GIVEN EXERCISE.
Output the lines from the top of the entries below to the line with "using L'Hôpital's Rule.</p>", both included, exactly and without pictures.

>>>

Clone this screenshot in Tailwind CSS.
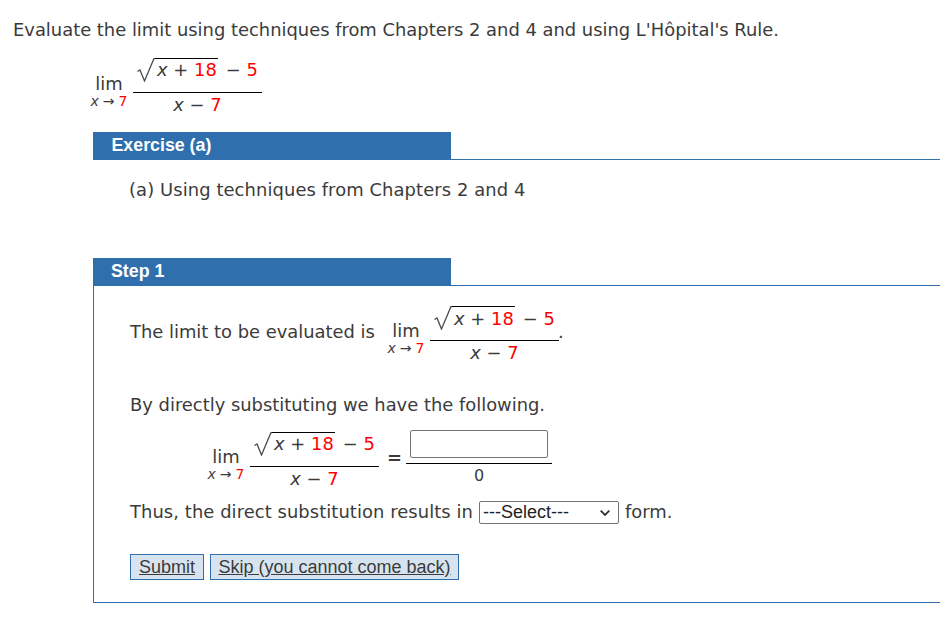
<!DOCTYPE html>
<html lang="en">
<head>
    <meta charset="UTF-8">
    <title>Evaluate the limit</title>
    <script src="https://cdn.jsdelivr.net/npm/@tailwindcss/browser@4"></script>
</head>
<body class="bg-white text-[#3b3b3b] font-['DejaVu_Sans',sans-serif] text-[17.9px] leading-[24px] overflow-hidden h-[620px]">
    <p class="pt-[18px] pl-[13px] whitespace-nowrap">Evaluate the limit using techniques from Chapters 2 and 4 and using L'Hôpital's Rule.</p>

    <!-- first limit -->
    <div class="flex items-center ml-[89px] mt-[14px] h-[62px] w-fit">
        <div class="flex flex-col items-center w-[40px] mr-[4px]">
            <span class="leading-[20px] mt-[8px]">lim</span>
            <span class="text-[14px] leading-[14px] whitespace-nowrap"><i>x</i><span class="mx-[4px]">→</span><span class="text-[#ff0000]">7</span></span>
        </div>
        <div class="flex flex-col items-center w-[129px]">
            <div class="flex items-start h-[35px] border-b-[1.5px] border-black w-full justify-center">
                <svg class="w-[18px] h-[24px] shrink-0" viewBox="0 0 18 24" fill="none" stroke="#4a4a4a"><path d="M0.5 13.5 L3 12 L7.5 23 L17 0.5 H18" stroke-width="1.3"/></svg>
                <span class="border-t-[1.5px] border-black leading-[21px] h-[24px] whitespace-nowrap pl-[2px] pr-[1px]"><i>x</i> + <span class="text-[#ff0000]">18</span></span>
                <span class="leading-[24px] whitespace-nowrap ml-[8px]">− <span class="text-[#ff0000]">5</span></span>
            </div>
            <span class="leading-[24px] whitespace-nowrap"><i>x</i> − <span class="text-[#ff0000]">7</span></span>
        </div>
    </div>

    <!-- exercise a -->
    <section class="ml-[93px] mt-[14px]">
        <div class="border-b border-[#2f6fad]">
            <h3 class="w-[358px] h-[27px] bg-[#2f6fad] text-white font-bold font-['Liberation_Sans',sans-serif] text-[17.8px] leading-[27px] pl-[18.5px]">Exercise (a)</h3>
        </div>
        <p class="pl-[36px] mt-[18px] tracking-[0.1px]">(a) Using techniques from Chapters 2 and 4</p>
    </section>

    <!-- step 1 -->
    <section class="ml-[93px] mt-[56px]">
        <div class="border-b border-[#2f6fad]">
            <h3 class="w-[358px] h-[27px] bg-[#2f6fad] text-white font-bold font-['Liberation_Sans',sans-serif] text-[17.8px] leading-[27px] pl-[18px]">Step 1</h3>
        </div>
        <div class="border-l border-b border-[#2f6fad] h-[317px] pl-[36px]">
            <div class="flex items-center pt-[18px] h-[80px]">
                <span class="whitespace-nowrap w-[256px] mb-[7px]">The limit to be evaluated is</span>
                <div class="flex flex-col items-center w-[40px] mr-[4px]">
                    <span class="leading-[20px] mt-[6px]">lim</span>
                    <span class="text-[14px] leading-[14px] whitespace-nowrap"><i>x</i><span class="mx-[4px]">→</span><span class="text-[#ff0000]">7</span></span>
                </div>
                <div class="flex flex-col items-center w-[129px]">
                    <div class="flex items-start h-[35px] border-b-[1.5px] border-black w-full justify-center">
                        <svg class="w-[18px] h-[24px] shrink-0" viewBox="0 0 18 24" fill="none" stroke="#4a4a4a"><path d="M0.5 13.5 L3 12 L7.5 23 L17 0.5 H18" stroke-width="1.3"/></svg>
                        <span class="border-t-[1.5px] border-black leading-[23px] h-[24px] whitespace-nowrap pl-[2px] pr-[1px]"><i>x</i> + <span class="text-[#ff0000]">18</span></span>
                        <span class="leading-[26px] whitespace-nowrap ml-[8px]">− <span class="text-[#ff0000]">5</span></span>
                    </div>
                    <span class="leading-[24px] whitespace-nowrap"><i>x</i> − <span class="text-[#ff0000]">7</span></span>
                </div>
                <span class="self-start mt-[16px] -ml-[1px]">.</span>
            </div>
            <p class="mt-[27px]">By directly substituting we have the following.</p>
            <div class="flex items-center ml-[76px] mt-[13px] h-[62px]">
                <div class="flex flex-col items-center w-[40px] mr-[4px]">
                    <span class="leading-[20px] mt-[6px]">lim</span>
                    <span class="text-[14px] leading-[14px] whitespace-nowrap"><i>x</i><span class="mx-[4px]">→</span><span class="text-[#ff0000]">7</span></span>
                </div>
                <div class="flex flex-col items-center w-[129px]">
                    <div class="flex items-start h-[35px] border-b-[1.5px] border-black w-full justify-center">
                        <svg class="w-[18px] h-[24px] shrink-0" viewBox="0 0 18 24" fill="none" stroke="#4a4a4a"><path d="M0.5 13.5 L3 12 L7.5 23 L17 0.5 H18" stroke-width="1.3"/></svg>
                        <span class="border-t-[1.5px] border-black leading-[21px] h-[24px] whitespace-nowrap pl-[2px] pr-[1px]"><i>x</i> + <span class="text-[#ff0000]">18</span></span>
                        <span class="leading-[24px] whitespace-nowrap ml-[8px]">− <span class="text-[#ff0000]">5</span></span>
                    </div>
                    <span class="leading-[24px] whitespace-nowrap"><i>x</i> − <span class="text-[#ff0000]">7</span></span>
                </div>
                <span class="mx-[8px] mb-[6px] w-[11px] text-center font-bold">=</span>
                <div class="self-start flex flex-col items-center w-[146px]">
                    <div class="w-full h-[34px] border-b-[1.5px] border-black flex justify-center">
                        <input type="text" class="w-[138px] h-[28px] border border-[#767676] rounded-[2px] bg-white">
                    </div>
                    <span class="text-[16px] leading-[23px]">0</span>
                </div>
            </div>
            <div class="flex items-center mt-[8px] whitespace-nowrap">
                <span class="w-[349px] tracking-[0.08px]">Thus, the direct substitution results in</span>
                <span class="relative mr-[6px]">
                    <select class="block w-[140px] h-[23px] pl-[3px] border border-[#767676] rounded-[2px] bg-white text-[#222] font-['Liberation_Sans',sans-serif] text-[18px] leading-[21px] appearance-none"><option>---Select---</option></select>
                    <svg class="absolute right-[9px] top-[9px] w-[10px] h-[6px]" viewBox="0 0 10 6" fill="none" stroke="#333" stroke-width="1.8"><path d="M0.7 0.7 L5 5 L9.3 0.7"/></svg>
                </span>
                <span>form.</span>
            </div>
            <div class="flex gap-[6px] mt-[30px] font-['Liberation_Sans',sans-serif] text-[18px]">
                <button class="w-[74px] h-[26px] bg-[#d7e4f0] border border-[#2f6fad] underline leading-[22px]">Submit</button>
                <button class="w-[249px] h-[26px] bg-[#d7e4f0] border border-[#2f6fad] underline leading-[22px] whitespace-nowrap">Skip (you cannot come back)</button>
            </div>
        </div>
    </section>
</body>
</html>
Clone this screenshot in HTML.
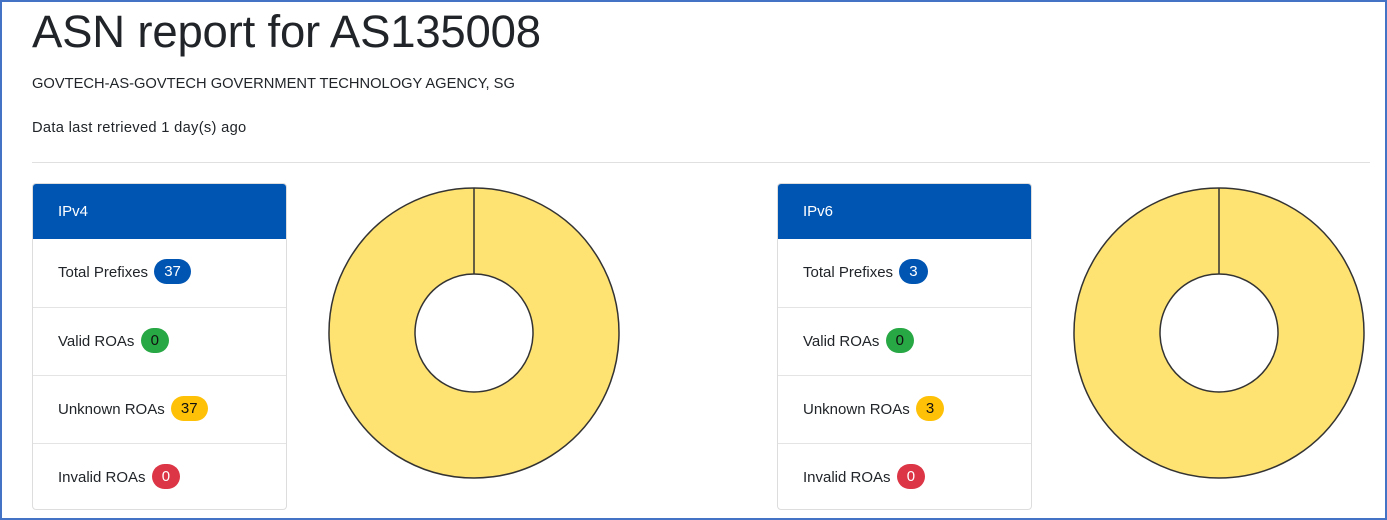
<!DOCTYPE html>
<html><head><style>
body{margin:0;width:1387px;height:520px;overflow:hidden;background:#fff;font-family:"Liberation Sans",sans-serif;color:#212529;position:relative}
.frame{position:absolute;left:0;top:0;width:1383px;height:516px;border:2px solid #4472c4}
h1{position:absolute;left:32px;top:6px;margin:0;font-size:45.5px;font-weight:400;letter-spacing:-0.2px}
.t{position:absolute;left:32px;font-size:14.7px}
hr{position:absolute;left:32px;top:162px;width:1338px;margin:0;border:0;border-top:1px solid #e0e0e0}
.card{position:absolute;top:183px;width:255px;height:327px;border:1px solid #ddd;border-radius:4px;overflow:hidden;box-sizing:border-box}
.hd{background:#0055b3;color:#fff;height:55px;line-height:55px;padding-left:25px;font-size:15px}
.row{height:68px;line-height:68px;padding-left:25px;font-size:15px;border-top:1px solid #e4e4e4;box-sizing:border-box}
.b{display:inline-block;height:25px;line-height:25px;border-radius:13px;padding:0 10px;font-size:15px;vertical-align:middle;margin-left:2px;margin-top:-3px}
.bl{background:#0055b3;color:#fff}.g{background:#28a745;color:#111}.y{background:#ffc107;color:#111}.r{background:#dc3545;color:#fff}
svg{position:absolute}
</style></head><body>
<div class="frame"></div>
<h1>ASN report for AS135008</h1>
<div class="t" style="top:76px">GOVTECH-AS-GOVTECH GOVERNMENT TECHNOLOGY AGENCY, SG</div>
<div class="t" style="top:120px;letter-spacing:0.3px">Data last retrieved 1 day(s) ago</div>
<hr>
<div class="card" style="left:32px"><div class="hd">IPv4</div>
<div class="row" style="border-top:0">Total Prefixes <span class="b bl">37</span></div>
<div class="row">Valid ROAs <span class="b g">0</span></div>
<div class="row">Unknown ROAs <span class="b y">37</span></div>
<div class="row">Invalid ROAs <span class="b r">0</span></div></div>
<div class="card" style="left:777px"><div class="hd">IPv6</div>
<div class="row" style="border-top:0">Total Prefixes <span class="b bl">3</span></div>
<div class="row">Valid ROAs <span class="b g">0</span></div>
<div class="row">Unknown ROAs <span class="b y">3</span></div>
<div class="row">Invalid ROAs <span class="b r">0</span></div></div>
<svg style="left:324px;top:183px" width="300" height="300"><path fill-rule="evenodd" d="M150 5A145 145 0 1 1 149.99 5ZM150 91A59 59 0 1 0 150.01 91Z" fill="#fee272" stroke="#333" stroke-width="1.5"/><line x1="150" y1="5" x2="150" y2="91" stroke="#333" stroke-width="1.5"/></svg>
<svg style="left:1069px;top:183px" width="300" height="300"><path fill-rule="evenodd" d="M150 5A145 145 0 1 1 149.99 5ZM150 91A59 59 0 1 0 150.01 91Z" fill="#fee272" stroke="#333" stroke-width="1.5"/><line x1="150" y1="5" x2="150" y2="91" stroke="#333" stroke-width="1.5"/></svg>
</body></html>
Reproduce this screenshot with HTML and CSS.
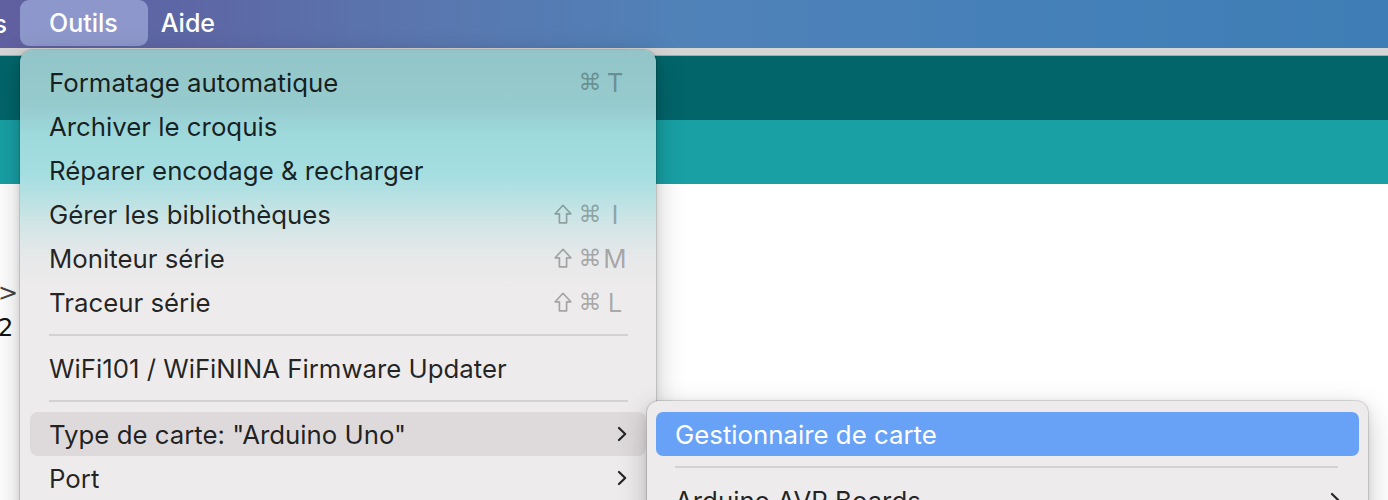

<<<

RESPONSE.
Clone this screenshot in Tailwind CSS.
<!DOCTYPE html>
<html lang="en">
<head>
    <meta charset="UTF-8">
    <title>Evaluate the limit</title>
    <script src="https://cdn.jsdelivr.net/npm/@tailwindcss/browser@4"></script>
</head>
<body class="bg-white text-[#3b3b3b] font-['DejaVu_Sans',sans-serif] text-[17.9px] leading-[24px] overflow-hidden h-[620px]">
    <p class="pt-[18px] pl-[13px] whitespace-nowrap">Evaluate the limit using techniques from Chapters 2 and 4 and using L'Hôpital's Rule.</p>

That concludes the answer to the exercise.